The Shoreline Mentorship Program typically takes students to colleges across California, but the trip was canceled this year. The 10,000 Degrees Institute also does a three-day college knowledge workshop at the high school, and it was moved virtually. These programs are still sticking with their core purpose—pairing students with mentors—in a virtual format.
Another senior, Misael Gonzales, is hoping to enroll at California Polytechnic State University, but, like most students, he is applying to a range of schools across the state. Keeping up with deadlines has been difficult because it’s tougher to visualize a calendar when counselor presentations are virtual.
“A lot of my classmates are being overwhelmed with the whole process, a lot of confusion going on. We’d be asking each other when the deadline is and nobody would really know, and that just amplifies the stress,” he said.
While both students are engaged and ready to go to college, that’s not the case for everyone. Ms. Kobe, who works as the college and career counselor at Tomales, wasn’t able to meet with every senior at the start of the year, as she usually does. When school was held on campus, she could easily pull seniors out of class with a hall pass; now, she must email them and hope for a response. She managed one-on-one meetings with 30 seniors, and she has emailed the five she didn’t see multiple times, with no response.
“That’s been hard for me, just realizing there’s only so much I can do,” she said.

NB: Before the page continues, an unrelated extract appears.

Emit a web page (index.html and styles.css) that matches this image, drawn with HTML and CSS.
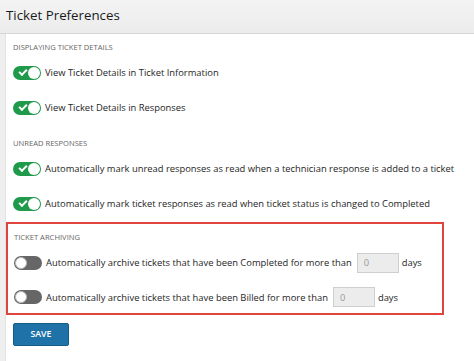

Her experience reflects a chronic problem with distance learning: Although most students go to class and manage the workload, there is a segment of students who are falling behind. These students will not ask for help and are not turning in assignments, so teachers cannot assess their comprehension. Students who previously struggled in the classroom are now struggling tenfold, and English-language learners and students with an individualized education program are having an especially hard time, said Becca Bishop, an English teacher and the director of the Shoreline Mentorship Program. Students who managed a D before are now failing.
These are the students who are more likely to go directly into the workforce, as roughly a quarter of Tomales graduates tend to do, Ms. Kobe said. The estimated 75 percent college-going rate is higher than statewide averages of 64 percent and fluctuates greatly year to year.
In Ms. Kobe’s meetings with seniors, she stresses that resources are available for graduates who want to continue their education. Because of the school’s small size, financial support in the form of scholarships from the Inverness Garden Club and 10,000 Degrees is easier to receive.
A community college is also a sensible option: For less than a quarter of the price, students can complete their general education requirements before transferring to a four-year college for a bachelor’s degree. Last year, 42 percent of Tomales graduates enrolled in a two-year program, up from 30 percent in 2019.
Tomales is focused on its college completion rates rather than enrollment rates, because only about half of graduates end up with a degree. A survey of former students found independent living skills, finances and reading levels to be key barriers, and the Marin Promise Partnership is working toward a goal of having 80 percent of graduates complete a post-high school education program by 2028.